§ Exercise instructions: Begin at the top of the records below and return each line exactly through the line with "const items = ['Fe2O3', 'Ba(NO3)2', 'Hg2Cl2', 'NaOH', 'Hg2SO4']". Skip pictures.

[Front-end source files]
* * * * *
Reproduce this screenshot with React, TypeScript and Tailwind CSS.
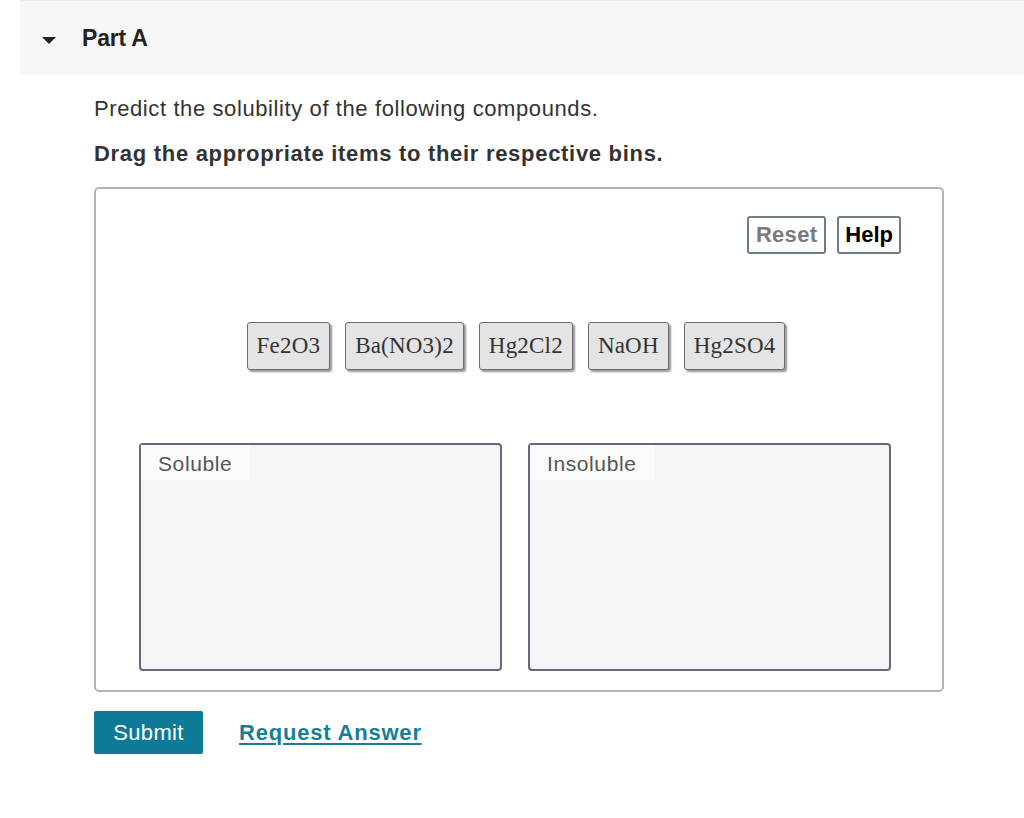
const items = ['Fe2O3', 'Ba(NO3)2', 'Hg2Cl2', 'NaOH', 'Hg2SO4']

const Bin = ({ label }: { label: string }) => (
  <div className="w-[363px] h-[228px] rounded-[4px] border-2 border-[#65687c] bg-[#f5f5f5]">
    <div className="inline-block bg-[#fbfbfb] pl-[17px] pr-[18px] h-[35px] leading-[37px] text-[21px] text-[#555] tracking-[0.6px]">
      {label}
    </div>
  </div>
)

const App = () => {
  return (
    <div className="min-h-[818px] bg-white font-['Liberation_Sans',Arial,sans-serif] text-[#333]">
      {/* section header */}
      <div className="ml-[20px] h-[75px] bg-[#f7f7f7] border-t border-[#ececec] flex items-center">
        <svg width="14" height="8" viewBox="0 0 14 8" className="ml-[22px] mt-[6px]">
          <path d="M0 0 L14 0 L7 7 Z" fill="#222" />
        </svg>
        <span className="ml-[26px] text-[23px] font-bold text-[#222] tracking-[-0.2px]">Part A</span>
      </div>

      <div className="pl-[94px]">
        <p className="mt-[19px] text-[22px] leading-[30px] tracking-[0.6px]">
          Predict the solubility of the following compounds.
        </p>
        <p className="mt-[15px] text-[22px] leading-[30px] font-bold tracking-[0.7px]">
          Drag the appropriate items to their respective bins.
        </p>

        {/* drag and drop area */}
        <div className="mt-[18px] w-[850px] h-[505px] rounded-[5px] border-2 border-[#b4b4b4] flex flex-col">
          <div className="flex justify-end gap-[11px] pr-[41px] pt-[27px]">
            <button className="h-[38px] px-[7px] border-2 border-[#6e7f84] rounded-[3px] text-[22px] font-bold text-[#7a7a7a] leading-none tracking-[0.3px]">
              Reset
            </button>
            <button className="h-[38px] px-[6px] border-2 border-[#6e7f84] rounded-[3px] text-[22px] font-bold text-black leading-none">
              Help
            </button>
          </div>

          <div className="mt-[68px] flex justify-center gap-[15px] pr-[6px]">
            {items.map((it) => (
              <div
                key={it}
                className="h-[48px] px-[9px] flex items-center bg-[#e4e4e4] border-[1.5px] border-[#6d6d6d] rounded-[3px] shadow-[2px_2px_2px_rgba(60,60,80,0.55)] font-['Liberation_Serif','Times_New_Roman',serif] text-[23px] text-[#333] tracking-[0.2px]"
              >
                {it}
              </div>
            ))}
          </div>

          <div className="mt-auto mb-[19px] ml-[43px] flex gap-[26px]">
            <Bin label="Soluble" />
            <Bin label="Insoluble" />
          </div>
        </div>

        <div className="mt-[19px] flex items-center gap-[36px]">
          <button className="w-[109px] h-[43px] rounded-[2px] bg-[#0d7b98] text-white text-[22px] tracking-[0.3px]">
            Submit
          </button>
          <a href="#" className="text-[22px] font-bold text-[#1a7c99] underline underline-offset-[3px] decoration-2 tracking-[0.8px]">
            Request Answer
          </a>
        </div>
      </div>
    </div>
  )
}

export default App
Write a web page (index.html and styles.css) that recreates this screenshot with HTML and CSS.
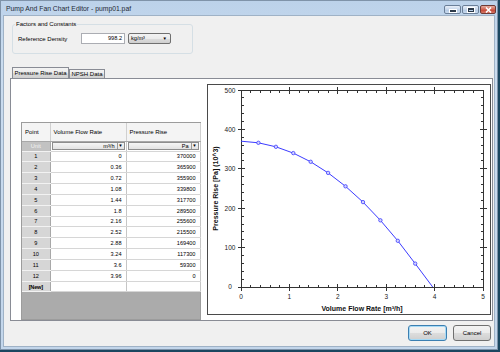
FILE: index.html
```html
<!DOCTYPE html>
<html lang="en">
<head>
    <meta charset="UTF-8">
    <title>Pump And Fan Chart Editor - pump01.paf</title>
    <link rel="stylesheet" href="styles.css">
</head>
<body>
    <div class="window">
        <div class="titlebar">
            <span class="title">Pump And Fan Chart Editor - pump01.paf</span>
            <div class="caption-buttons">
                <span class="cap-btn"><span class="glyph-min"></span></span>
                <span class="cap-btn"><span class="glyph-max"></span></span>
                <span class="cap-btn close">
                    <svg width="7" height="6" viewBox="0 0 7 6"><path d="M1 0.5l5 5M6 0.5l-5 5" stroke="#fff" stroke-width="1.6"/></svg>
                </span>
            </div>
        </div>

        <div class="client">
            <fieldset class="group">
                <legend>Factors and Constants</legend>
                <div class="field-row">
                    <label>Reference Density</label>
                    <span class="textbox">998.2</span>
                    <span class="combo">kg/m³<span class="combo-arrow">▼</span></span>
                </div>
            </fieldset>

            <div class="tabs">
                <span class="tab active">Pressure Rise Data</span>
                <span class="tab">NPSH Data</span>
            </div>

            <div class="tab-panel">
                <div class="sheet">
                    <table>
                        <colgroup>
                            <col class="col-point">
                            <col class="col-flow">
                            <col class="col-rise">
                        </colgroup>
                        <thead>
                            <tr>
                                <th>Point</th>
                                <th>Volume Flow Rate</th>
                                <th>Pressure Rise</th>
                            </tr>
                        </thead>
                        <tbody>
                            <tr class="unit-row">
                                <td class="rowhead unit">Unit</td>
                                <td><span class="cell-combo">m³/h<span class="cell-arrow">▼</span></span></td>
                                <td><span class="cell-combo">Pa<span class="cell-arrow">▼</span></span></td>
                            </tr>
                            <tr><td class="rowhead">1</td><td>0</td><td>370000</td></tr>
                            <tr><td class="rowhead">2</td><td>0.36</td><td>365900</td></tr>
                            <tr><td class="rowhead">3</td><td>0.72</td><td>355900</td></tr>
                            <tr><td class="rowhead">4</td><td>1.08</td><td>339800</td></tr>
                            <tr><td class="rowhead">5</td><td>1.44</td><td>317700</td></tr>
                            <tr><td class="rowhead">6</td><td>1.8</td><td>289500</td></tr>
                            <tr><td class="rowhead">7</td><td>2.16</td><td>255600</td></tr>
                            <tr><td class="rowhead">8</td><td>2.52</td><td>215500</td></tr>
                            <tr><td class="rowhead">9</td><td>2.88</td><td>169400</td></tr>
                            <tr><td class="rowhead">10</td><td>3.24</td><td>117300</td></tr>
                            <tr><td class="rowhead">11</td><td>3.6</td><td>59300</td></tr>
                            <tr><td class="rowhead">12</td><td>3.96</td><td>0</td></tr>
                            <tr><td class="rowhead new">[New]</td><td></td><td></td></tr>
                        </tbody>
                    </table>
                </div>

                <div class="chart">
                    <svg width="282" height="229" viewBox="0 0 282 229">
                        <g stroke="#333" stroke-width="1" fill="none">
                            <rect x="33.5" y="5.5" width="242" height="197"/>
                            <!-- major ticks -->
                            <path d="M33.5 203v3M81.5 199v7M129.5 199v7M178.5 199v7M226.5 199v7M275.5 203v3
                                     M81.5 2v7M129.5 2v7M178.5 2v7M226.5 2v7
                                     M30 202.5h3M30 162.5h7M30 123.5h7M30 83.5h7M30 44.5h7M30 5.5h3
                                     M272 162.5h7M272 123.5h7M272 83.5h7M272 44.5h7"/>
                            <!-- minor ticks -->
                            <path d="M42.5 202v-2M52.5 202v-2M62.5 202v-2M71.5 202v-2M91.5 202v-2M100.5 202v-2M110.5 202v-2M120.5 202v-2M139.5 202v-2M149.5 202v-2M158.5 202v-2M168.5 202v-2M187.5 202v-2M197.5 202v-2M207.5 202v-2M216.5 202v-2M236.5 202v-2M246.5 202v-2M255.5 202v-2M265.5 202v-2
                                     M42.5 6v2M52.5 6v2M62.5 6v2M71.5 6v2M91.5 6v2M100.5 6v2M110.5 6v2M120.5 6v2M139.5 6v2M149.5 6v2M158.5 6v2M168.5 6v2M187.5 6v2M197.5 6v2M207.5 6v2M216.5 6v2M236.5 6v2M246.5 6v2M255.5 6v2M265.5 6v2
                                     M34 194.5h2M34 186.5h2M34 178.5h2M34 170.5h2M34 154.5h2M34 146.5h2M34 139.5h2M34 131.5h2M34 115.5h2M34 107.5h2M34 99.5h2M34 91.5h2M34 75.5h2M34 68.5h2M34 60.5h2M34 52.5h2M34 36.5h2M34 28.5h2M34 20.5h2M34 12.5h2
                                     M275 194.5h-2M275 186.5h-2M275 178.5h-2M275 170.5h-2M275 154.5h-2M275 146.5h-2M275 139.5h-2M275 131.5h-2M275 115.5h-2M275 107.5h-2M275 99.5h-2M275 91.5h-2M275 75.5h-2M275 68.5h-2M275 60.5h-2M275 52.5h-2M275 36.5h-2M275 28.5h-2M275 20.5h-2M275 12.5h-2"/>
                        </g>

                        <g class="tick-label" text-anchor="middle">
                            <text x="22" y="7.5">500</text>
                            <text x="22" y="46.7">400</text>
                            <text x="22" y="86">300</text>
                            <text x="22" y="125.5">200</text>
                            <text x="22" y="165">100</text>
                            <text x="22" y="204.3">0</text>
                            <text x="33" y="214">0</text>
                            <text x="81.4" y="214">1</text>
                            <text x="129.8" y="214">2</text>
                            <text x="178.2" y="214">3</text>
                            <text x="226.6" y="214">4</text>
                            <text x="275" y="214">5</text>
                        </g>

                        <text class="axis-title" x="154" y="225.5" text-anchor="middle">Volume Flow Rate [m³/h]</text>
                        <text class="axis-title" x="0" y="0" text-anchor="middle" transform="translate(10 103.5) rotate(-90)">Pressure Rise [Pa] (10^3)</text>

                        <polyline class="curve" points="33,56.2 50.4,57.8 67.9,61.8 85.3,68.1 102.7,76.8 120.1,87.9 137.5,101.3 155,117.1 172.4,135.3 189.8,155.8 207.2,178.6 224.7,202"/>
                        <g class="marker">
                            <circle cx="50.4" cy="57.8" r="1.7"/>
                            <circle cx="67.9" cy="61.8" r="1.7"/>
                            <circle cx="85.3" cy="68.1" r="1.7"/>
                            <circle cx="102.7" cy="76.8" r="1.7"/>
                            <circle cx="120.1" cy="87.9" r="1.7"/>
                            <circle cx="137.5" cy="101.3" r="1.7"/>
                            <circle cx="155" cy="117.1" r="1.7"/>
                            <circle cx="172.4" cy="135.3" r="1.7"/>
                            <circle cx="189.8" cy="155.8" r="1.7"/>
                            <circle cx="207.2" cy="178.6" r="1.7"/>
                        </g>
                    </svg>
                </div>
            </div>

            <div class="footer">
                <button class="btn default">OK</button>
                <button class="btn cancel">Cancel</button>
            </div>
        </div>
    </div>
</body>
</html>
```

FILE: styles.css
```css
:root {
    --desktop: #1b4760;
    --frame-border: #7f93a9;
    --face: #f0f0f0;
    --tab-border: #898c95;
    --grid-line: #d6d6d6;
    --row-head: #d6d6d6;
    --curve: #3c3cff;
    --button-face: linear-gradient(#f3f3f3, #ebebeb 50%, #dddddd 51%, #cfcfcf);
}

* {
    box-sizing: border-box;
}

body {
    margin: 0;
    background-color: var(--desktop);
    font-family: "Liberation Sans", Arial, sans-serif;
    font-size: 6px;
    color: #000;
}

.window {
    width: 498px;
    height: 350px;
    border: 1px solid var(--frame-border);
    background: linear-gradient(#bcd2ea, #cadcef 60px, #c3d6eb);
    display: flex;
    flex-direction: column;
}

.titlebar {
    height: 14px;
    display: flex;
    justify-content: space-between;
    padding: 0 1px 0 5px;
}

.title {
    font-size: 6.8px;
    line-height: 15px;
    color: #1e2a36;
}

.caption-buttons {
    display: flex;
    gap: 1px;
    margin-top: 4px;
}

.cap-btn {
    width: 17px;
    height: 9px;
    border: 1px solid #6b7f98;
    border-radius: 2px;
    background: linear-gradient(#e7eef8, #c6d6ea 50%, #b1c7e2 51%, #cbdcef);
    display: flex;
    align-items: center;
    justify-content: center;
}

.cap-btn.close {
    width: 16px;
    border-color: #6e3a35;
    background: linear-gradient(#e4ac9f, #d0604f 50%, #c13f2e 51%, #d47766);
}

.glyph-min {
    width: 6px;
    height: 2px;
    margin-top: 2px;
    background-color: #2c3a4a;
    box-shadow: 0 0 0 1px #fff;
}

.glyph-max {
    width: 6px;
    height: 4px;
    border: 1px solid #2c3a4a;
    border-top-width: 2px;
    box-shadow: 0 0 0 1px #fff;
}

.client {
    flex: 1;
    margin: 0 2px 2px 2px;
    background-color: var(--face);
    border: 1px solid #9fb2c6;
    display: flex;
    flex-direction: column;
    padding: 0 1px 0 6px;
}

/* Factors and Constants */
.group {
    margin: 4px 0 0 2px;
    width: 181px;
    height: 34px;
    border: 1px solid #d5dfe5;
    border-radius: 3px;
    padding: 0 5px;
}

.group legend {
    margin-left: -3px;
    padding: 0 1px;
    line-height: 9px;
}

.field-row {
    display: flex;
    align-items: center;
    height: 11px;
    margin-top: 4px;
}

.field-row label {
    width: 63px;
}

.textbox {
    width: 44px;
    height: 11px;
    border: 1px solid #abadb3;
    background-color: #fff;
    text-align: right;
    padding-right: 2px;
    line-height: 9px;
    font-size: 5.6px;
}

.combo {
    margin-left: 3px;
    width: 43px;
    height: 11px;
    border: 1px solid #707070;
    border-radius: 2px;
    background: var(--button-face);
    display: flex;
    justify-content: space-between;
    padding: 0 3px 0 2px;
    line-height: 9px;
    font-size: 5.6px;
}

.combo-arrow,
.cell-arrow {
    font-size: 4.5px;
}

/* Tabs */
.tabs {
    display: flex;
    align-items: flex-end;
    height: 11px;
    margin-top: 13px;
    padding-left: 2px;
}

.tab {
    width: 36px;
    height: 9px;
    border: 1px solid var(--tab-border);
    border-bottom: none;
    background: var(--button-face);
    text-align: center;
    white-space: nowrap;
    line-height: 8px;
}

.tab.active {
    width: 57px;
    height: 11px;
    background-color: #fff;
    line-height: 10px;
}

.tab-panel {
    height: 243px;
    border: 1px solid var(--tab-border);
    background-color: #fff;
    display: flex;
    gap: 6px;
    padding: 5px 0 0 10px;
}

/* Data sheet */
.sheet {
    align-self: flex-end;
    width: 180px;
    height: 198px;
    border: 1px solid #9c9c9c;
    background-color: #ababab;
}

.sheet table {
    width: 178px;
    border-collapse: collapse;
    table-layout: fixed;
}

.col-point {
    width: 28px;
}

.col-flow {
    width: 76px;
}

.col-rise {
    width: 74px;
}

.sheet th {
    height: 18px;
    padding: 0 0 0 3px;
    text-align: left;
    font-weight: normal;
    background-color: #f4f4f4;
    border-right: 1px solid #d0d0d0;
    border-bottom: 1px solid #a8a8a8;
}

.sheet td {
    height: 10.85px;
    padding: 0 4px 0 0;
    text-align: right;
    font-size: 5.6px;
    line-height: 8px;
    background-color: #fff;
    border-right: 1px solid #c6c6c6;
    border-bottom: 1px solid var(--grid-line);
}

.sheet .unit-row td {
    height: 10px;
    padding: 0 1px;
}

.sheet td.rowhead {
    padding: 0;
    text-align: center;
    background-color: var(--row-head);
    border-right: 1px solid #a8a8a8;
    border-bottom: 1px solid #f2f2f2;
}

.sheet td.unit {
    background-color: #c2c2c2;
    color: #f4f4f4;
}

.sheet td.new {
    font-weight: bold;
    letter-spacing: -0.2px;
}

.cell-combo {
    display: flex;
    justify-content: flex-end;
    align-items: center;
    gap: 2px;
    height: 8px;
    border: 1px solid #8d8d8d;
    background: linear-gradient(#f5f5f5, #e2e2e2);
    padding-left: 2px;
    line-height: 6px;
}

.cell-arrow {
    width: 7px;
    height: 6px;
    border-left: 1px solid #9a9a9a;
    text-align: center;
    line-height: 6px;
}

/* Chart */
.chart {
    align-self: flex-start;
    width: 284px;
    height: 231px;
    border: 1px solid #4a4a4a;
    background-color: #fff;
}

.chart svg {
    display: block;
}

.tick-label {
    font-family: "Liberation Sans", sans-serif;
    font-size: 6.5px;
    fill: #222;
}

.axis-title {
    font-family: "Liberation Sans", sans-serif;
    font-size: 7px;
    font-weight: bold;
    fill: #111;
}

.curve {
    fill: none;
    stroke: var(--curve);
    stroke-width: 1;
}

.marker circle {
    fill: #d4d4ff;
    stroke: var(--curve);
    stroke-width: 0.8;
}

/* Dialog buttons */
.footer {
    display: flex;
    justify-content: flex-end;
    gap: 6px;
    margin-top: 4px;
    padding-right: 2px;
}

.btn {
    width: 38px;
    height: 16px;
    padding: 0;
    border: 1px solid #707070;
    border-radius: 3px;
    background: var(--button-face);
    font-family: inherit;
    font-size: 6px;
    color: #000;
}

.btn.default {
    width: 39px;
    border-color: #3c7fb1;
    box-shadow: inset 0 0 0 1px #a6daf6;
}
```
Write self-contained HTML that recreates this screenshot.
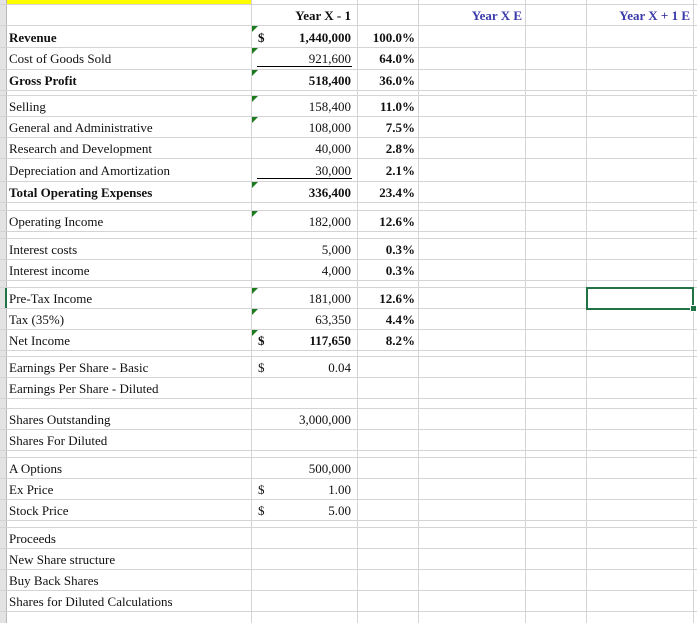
* * * * *
§ Written solution:
Reproduce this screenshot with React, TypeScript and Tailwind CSS.
const items = ['Fe2O3', 'Ba(NO3)2', 'Hg2Cl2', 'NaOH', 'Hg2SO4']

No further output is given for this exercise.